Configure the following settings:
Setting
Description
Enable Sampling
Turn on to enable data sampling for tables.
Sample Size
Number of rows to retrieve for sampling (default: 100).
Enable Profiling
Turn on to enable column profiling.
Click Save.
Running Profiling¶
To run profiling on a table:
Navigate to the table’s catalog page in Alation.
Click the Samples tab to view sample data.
Click Profile to run column profiling.
Alternatively, you can schedule profiling to run automatically:
On the Sampling and Profiling tab, configure the profiling schedule.
Select the frequency (daily, weekly) and time.
Click Save.
Profiling Metrics¶
Note
To view enhanced profiling metrics (Min, Max, Mean, Null Count, Null Percentage), the Profiling V2 feature flag must be enabled in Alation.
Alation Cloud Service (ACS): This flag is enabled by default. No action required.
Customer-Managed Alation: Enable the flag by running the following command from the Alation shell (requires backend access):
alation_conf alation.feature_flags.enable_profiling_v2 -s True
Restart Alation for the change to take effect.
If you do not have backend access, raise an SRE ticket to enable this flag.

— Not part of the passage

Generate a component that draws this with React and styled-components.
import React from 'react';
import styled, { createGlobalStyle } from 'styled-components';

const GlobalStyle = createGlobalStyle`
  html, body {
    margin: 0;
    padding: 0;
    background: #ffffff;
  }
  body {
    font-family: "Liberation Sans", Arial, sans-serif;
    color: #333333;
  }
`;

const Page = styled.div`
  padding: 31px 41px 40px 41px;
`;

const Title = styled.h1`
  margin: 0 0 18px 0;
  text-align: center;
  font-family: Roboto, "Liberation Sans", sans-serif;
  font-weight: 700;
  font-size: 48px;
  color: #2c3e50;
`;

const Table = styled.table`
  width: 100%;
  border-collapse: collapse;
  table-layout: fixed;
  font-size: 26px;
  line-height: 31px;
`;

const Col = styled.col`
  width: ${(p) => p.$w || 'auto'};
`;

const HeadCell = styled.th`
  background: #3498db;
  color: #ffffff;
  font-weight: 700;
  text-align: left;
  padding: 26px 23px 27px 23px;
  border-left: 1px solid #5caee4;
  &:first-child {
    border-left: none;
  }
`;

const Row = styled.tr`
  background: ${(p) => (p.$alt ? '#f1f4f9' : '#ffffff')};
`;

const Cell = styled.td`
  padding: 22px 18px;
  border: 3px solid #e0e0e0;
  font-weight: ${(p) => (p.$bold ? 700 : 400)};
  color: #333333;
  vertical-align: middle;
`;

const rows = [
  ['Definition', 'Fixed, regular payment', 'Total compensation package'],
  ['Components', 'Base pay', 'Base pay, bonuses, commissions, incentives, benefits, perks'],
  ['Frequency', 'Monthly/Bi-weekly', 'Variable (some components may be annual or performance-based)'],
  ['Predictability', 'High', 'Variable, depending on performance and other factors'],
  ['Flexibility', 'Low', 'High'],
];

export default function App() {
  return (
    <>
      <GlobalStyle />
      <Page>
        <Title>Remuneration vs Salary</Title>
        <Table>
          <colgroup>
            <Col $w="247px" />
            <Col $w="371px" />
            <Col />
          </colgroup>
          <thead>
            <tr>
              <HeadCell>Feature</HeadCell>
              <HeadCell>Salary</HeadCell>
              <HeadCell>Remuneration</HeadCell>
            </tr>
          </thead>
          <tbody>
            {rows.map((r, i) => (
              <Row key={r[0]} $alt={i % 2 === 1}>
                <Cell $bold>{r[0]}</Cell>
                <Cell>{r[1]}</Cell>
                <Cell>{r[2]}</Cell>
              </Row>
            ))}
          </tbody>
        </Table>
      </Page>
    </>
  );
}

The connector collects the following profiling metrics for each column:
For All Column Types:
Metric |
Description |
|---|---|
Row Count |
Total number of rows sampled for profiling. |
Value Distribution |
Top values and their counts (histogram). Shows the most frequent values in the column. For example, a STRING column might show “Active”: 500, “Inactive”: 200. |
Null Count |
Number of NULL values in the column. |
Null Percentage |
Percentage of NULL values in the column. |
Additional Metrics for Numerical Columns (INT, BIGINT, FLOAT, DOUBLE, DECIMAL):
Metric |
Description |
|---|---|
Min |
Minimum value in the column. |
Max |
Maximum value in the column. |
Mean |
Average (mean) value in the column. |
Example: Numerical Column Profiling
For numerical columns, the profile shows Min, Max, Mean, Null Count, Null Percentage, and Value Distribution:
Example: Non-Numerical Column Profiling
For non-numerical columns (STRING, DATE, etc.), the profile shows Null Count, Null Percentage, and Value Distribution:
Per-Project Connections¶
The MaxCompute connector uses per-project JDBC connections for profiling. When a table is profiled, a connection is created to that table’s specific project. This eliminates the need for cross-project permissions.
Limitations¶
Profiling large tables may take significant time and consume MaxCompute resources.

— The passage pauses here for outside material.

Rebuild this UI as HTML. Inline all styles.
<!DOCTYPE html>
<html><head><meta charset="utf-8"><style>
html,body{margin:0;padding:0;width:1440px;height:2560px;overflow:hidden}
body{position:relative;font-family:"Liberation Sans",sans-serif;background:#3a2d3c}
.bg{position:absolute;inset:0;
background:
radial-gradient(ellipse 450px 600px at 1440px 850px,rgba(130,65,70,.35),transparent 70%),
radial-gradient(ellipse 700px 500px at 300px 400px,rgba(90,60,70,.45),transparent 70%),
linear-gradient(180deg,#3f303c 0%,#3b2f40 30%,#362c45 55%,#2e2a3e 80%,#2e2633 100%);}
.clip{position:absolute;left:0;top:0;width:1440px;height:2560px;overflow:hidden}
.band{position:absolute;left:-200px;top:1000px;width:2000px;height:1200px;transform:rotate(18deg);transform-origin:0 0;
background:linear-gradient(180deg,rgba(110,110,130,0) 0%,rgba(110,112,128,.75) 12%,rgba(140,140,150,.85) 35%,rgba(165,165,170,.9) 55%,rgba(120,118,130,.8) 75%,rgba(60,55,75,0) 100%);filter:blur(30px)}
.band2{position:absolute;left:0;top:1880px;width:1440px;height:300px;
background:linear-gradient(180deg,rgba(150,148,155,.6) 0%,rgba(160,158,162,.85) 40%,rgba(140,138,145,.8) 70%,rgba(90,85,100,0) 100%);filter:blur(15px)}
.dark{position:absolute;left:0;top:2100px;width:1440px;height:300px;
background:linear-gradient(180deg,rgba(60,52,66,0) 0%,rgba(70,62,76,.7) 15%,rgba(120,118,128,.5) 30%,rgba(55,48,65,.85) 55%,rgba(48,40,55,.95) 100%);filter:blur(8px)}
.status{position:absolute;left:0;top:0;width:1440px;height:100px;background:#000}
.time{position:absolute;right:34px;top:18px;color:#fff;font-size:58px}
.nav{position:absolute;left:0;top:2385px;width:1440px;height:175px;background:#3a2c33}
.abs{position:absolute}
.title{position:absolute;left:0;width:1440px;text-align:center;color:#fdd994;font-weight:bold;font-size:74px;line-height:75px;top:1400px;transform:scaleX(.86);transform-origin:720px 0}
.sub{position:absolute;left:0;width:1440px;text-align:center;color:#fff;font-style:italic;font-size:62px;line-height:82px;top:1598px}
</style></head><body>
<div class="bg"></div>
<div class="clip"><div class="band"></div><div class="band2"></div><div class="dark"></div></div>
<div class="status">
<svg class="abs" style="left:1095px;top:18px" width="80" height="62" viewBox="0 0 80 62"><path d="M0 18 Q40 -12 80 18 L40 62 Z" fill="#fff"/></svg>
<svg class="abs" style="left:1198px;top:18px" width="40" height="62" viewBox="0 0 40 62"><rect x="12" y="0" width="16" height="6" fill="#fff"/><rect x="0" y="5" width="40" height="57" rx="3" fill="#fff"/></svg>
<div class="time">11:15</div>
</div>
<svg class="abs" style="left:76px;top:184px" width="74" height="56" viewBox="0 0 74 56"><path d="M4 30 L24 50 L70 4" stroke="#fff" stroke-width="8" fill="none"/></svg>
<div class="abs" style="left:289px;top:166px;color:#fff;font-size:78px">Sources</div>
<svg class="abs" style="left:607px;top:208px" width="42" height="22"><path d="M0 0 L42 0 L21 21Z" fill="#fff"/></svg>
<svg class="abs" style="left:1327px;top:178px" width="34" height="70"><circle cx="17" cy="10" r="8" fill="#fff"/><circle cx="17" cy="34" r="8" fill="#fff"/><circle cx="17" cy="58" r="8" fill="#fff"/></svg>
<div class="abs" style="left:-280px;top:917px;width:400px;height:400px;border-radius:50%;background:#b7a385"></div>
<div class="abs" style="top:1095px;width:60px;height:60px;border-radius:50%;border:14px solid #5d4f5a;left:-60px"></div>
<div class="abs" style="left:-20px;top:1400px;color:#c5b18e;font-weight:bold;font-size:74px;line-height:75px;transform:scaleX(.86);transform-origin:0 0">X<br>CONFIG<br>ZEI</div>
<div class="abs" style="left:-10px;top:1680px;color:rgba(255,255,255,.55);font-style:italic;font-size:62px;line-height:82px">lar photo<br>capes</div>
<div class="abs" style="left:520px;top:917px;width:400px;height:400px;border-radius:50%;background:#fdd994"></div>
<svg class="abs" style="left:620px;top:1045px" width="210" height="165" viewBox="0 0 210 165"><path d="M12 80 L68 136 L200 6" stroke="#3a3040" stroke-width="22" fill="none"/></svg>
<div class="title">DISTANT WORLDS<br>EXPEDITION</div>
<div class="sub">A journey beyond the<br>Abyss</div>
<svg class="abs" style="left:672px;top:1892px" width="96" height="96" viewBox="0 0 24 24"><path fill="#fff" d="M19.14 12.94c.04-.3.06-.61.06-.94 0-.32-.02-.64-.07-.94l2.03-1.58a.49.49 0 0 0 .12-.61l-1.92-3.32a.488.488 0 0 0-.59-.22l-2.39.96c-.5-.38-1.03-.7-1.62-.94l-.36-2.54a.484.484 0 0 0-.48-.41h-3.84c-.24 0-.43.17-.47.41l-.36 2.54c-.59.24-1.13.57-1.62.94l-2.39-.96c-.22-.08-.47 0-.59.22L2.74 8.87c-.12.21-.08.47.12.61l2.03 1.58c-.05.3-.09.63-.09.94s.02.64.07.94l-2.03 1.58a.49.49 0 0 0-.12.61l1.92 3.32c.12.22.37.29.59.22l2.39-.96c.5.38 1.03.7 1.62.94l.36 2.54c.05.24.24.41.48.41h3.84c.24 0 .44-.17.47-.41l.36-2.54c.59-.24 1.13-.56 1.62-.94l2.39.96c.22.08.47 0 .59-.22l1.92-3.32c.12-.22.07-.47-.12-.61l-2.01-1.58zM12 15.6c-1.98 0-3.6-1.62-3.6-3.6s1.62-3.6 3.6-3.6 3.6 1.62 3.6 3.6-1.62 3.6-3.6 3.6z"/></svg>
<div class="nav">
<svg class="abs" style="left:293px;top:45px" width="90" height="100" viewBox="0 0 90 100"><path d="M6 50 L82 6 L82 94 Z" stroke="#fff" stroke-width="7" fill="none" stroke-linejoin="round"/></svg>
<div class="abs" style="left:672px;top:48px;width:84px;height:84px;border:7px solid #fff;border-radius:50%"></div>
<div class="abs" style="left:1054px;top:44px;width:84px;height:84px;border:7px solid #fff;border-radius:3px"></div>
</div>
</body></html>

Profiling queries use full scan mode and may scan all partitions.
Complex data types (ARRAY, MAP, STRUCT) have limited profiling support:
Data Type
Supported Metrics
Not Supported
ARRAY
Null Count, Null Percentage, Row Count
Min, Max, Average, Histogram (value distribution)
MAP
Null Count, Null Percentage, Row Count
Min, Max, Average, Histogram (value distribution)
STRUCT
Null Count, Null Percentage, Row Count
Min, Max, Average, Histogram (value distribution)
Note
To profile data within complex types, consider flattening the data into separate columns using views with
EXPLODEorLATERAL VIEWstatements, then profile the view instead.
Troubleshooting¶
Profiling Failed
Ensure the RAM user has read permissions on the table.
Check MaxCompute quota and resource availability:
How to check:
Log in to the Alibaba Cloud MaxCompute Console.
Navigate to Management > Quota Management to view your project’s quota usage.
What to check:
Resource
Description
Compute Unit (CU) quota
Verify sufficient CUs are available. Profiling queries consume compute resources. If CU quota is exhausted, queries will be queued or fail.
Concurrent query limit
Check if the project has reached its maximum concurrent query limit (default: 100 per project).
Storage quota
Ensure the project has not exceeded its storage quota, which may affect query execution.
SQL job status
In the MaxCompute console, go to Job Management to check if profiling jobs are queued, running, or failed.
For more information on quotas and limits, see MaxCompute Quotas and Limits in the Alibaba Cloud documentation.
Slow Profiling
Reduce the sample size for large tables.
Profile tables during off-peak hours.
Consider profiling only critical tables.